Дура ты набитая. До сих пор скольких вышвыривают за борт. Умнейшие ребята — инженеры, учителя — совсем не у дел.
А я думаю, что вижу мир ничуть не хуже, чем ты, — говорю. И через розовое стекло смотреть на него ничуть не хуже, чем через твое тусклое.

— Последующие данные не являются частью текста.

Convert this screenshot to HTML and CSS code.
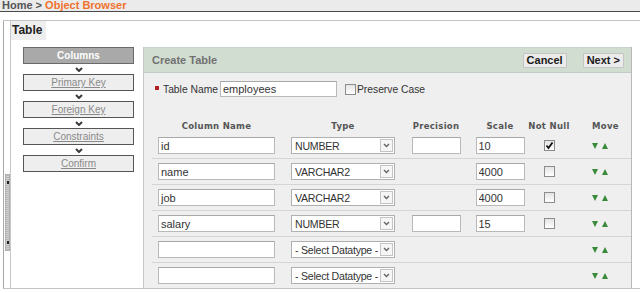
FILE: index.html
```html
<!DOCTYPE html>
<html lang="en">
  <head>
    <meta charset="UTF-8" />
    <title>Object Browser - Create Table</title>
    <link rel="stylesheet" href="styles.css">
  </head>
  <body>
    <div class="crumbs">
      <a href="#" class="home">Home</a> &gt; <span class="current">Object Browser</span>
    </div>

    <div class="page">
      <div class="splitter"><div class="handle"><i></i><i></i></div></div>

      <div class="content">
        <div class="tabs"><span class="tab">Table</span></div>

        <div class="wizard-body">
          <!-- wizard progress -->
          <div class="steps">
            <div class="step current">Columns</div>
            <div class="chev"><svg width="8" height="5" viewBox="0 0 8 5"><polyline points="1,1 4,4 7,1" fill="none" stroke="#3c3c3c" stroke-width="2"/></svg></div>
            <div class="step"><a href="#">Primary Key</a></div>
            <div class="chev"><svg width="8" height="5" viewBox="0 0 8 5"><polyline points="1,1 4,4 7,1" fill="none" stroke="#3c3c3c" stroke-width="2"/></svg></div>
            <div class="step"><a href="#">Foreign Key</a></div>
            <div class="chev"><svg width="8" height="5" viewBox="0 0 8 5"><polyline points="1,1 4,4 7,1" fill="none" stroke="#3c3c3c" stroke-width="2"/></svg></div>
            <div class="step"><a href="#">Constraints</a></div>
            <div class="chev"><svg width="8" height="5" viewBox="0 0 8 5"><polyline points="1,1 4,4 7,1" fill="none" stroke="#3c3c3c" stroke-width="2"/></svg></div>
            <div class="step"><a href="#">Confirm</a></div>
          </div>

          <div class="region">
            <div class="region-head">
              <span class="region-title">Create Table</span>
              <span class="btns">
                <button class="btn">Cancel</button>
                <button class="btn">Next &gt;</button>
              </span>
            </div>

            <div class="region-body">
              <div class="name-row">
                <span class="req"></span>
                <label class="lbl" for="tname">Table Name</label>
                <input id="tname" class="txt tname" type="text" value="employees" />
                <span class="cb"></span>
                <span class="lbl">Preserve Case</span>
              </div>

              <div class="cols">
                <div class="row head">
                  <span>Column Name</span>
                  <span>Type</span>
                  <span>Precision</span>
                  <span>Scale</span>
                  <span>Not Null</span>
                  <span class="move">Move</span>
                </div>

                <div class="row">
                  <input class="txt cname" type="text" value="id" />
                  <span class="sel"><select><option>NUMBER</option></select><span class="arrow"><svg width="7" height="5" viewBox="0 0 7 5"><polyline points="1,1 3.5,3.5 6,1" fill="none" stroke="#666" stroke-width="1.4"/></svg></span></span>
                  <input class="txt num" type="text" value="" />
                  <input class="txt num" type="text" value="10" />
                  <span class="cb checked"><svg width="9" height="9" viewBox="0 0 9 9"><polyline points="1.5,4.5 3.5,7 7.5,1.5" fill="none" stroke="#111" stroke-width="1.8"/></svg></span>
                  <span class="move"><svg width="18" height="8" viewBox="0 0 18 8"><polygon points="0,1 6,1 3,7" fill="#3a8a3a"/><polygon points="10,7 16,7 13,1" fill="#3a8a3a"/></svg></span>
                </div>

                <div class="row">
                  <input class="txt cname" type="text" value="name" />
                  <span class="sel"><select><option>VARCHAR2</option></select><span class="arrow"><svg width="7" height="5" viewBox="0 0 7 5"><polyline points="1,1 3.5,3.5 6,1" fill="none" stroke="#666" stroke-width="1.4"/></svg></span></span>
                  <span></span>
                  <input class="txt num" type="text" value="4000" />
                  <span class="cb"></span>
                  <span class="move"><svg width="18" height="8" viewBox="0 0 18 8"><polygon points="0,1 6,1 3,7" fill="#3a8a3a"/><polygon points="10,7 16,7 13,1" fill="#3a8a3a"/></svg></span>
                </div>

                <div class="row">
                  <input class="txt cname" type="text" value="job" />
                  <span class="sel"><select><option>VARCHAR2</option></select><span class="arrow"><svg width="7" height="5" viewBox="0 0 7 5"><polyline points="1,1 3.5,3.5 6,1" fill="none" stroke="#666" stroke-width="1.4"/></svg></span></span>
                  <span></span>
                  <input class="txt num" type="text" value="4000" />
                  <span class="cb"></span>
                  <span class="move"><svg width="18" height="8" viewBox="0 0 18 8"><polygon points="0,1 6,1 3,7" fill="#3a8a3a"/><polygon points="10,7 16,7 13,1" fill="#3a8a3a"/></svg></span>
                </div>

                <div class="row">
                  <input class="txt cname" type="text" value="salary" />
                  <span class="sel"><select><option>NUMBER</option></select><span class="arrow"><svg width="7" height="5" viewBox="0 0 7 5"><polyline points="1,1 3.5,3.5 6,1" fill="none" stroke="#666" stroke-width="1.4"/></svg></span></span>
                  <input class="txt num" type="text" value="" />
                  <input class="txt num" type="text" value="15" />
                  <span class="cb"></span>
                  <span class="move"><svg width="18" height="8" viewBox="0 0 18 8"><polygon points="0,1 6,1 3,7" fill="#3a8a3a"/><polygon points="10,7 16,7 13,1" fill="#3a8a3a"/></svg></span>
                </div>

                <div class="row">
                  <input class="txt cname" type="text" value="" />
                  <span class="sel"><select><option>- Select Datatype -</option></select><span class="arrow"><svg width="7" height="5" viewBox="0 0 7 5"><polyline points="1,1 3.5,3.5 6,1" fill="none" stroke="#666" stroke-width="1.4"/></svg></span></span>
                  <span></span>
                  <span></span>
                  <span></span>
                  <span class="move"><svg width="18" height="8" viewBox="0 0 18 8"><polygon points="0,1 6,1 3,7" fill="#3a8a3a"/><polygon points="10,7 16,7 13,1" fill="#3a8a3a"/></svg></span>
                </div>

                <div class="row">
                  <input class="txt cname" type="text" value="" />
                  <span class="sel"><select><option>- Select Datatype -</option></select><span class="arrow"><svg width="7" height="5" viewBox="0 0 7 5"><polyline points="1,1 3.5,3.5 6,1" fill="none" stroke="#666" stroke-width="1.4"/></svg></span></span>
                  <span></span>
                  <span></span>
                  <span></span>
                  <span class="move"><svg width="18" height="8" viewBox="0 0 18 8"><polygon points="0,1 6,1 3,7" fill="#3a8a3a"/><polygon points="10,7 16,7 13,1" fill="#3a8a3a"/></svg></span>
                </div>
              </div>
            </div>
          </div>
        </div>
      </div>
    </div>
  </body>
</html>
```

FILE: styles.css
```css
body {
  margin: 0;
  font-family: "Liberation Sans", Arial, sans-serif;
  font-size: 11px;
  color: #333;
  background: #fff;
  overflow: hidden;
}

/* breadcrumb */
.crumbs {
  height: 11px;
  line-height: 11px;
  padding-left: 2px;
  background: #ebebeb;
  border-bottom: 1px solid #4a4a4a;
  font-weight: bold;
  color: #555;
  white-space: nowrap;
}
.crumbs .home {
  color: #555;
  text-decoration: none;
}
.crumbs .current {
  color: #f0722e;
}

/* page frame */
.page {
  display: flex;
  margin: 8px 0 0 3px;
  height: 267px;
  border-top: 1px solid #c4c4c4;
  border-bottom: 1px solid #c4c4c4;
  overflow: hidden;
}
.splitter {
  width: 6px;
  border-left: 1px solid #a8a8a8;
  border-right: 1px solid #c8c8c8;
  padding-top: 153px;
  flex-shrink: 0;
}
.handle {
  width: 5px;
  height: 77px;
  margin-left: 1px;
  background: repeating-linear-gradient(#b8b8b8 0 1px, #d0d0d0 1px 2px);
  border: 1px solid #b0b0b0;
  box-sizing: border-box;
  display: flex;
  flex-direction: column;
  justify-content: space-between;
  align-items: center;
  padding: 6px 0;
}
.handle i {
  width: 2px;
  height: 3px;
  background: #222;
}
.content {
  flex: 1;
  min-width: 0;
}

.tabs {
  height: 19px;
}
.tab {
  display: inline-block;
  height: 19px;
  line-height: 19px;
  padding: 0 4px 0 1px;
  background: #eee;
  font-size: 12px;
  font-weight: bold;
  color: #222;
}

.wizard-body {
  display: flex;
  align-items: flex-start;
  padding: 7px 0 0 12px;
}

/* wizard steps */
.steps {
  width: 111px;
  flex-shrink: 0;
}
.step {
  height: 15px;
  line-height: 15px;
  border: 1px solid #555;
  background: #eee;
  text-align: center;
  font-size: 10px;
}
.step a {
  color: #8a8a8a;
}
.step.current {
  background: #a9a9a9;
  border-color: #6a6a6a;
  color: #fff;
  font-weight: bold;
}
.chev {
  height: 10px;
  display: flex;
  justify-content: center;
  align-items: center;
}
.chev svg {
  display: block;
}

/* region */
.region {
  width: 487px;
  margin-left: 9px;
  height: 260px;
  border-left: 1px solid #c6c6c6;
  border-right: 1px solid #b8b8b8;
  background: #efefef;
}
.region-head {
  height: 24px;
  display: flex;
  align-items: center;
  justify-content: space-between;
  padding: 0 7px 0 8px;
  background: #d2ddd2;
  border-top: 1px solid #c9d3c9;
  border-bottom: 1px solid #c2ccc2;
}
.region-title {
  font-weight: bold;
  color: #707070;
}
.btns {
  display: flex;
  gap: 16px;
  margin-top: 1px;
}
.btn {
  height: 15px;
  padding: 0 3px;
  font-family: "Liberation Sans", Arial, sans-serif;
  font-size: 11px;
  font-weight: bold;
  color: #1a1a1a;
  background: #ebebeb;
  border: 1px solid #c4c4c4;
  border-radius: 1px;
  line-height: 13px;
}

.region-body {
  padding: 8px 0 0 8px;
}
.name-row {
  display: flex;
  align-items: center;
  height: 16px;
  padding-left: 3px;
}
.req {
  width: 4px;
  height: 4px;
  background: #b02020;
  margin: 0 4px 2px 0;
}
.lbl {
  font-size: 10.3px;
  color: #333;
}
.txt {
  box-sizing: border-box;
  height: 17px;
  padding: 0 2px;
  font-family: "Liberation Sans", Arial, sans-serif;
  font-size: 11px;
  color: #333;
  background: #fff;
  border: 1px solid #b9b9b9;
  border-top-color: #a8a8a8;
  outline: none;
}
.tname {
  width: 117px;
  height: 16px;
  margin: 0 8px 0 2px;
}
.name-row .cb {
  margin-right: 1px;
}

/* column grid */
.cols {
  margin-top: 21px;
  width: 479px;
}
.row {
  display: grid;
  grid-template-columns: 129px 124px 62px 66px 32px 66px;
  align-items: center;
  justify-items: center;
  height: 25px;
  border-bottom: 1px solid #d5d5d5;
}
.row.head {
  height: 15px;
  border-bottom: none;
  font-family: "DejaVu Sans", Verdana, sans-serif;
  font-size: 8.5px;
  font-weight: bold;
  color: #555;
  letter-spacing: 0.3px;
  white-space: nowrap;
}
.row .move {
  justify-self: start;
  margin-left: 27px;
}
.row .move svg {
  display: block;
}
.cname {
  width: 117px;
}
.num {
  width: 49px;
}

.sel {
  position: relative;
  width: 104px;
  height: 17px;
}
.sel select {
  appearance: none;
  -webkit-appearance: none;
  box-sizing: border-box;
  width: 104px;
  height: 17px;
  padding: 0 0 0 3px;
  font-family: "Liberation Sans", Arial, sans-serif;
  font-size: 10.6px;
  letter-spacing: -0.25px;
  color: #333;
  background: #fff;
  border: 1px solid #b0b0b0;
  border-radius: 0;
  outline: none;
}
.sel .arrow {
  position: absolute;
  right: 2px;
  top: 2px;
  width: 11px;
  height: 11px;
  border: 1px solid #c4c4c4;
  background: #f6f6f6;
  display: flex;
  align-items: center;
  justify-content: center;
}

.cb {
  box-sizing: border-box;
  width: 11px;
  height: 11px;
  border: 1px solid #8c8c8c;
  background: linear-gradient(#e4e4e4, #fff);
  display: flex;
  align-items: center;
  justify-content: center;
}
.cb svg {
  display: block;
}
```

Да да да да да да да, говорит он. Согласна, так послушай.
[36]
Мои мама с папой жили в маленьком польском городке. У них было три сына. Папа решил поехать в Америку, чтобы 1) не попасть в армию, 2) не попасть в тюрьму, 3) избавить своих детей от непрекращающихся и ставших повседневностью погромов. Родители, дядья, бабушки поделились с ним своими сбережениями, и он, вместе с сотнями тысяч таких же, как он, отправился в путь. В Америке, в Нью-Йорке, он жил трудной, но полной надежд жизнью. Иногда прогуливался по Деланси-стрит[37]. Иногда по-холостяцки шел в театр на Второй авеню[38]. Но главным образом откладывал деньги — на то, чтобы привезти сюда жену и сыновей. А тем временем в Польше начался голод. Не тот голод, который все американцы испытывают по шесть-семь раз на дню, а Голод, при котором тело начинает поглощать самое себя. Сначала жир, потом мясо и мышцы, потом кровь. Тела маленьких мальчиков голод сожрал довольно быстро. Папа встречал маму в порту. Он посмотрел на ее лицо, на руки. Она не прижимала к груди младенца, детишки не цеплялись за ее юбку. Волосы ее больше не были заплетены в косы. Только черный, словно проволочный парик под платком. Она обрила голову — как отсталая ортодоксальная еврейка, хотя они в годы юности были, как и почти вся молодежь в их местечке, убежденными социалистами. Он взял ее за руку и повел домой. И больше они порознь не ходили никуда — разве что на работу или в бакалейную лавку. Они и за столом держались за руки, даже за завтраком. То он гладил ее по руке, то она его. Каждый вечер он читал ей газету.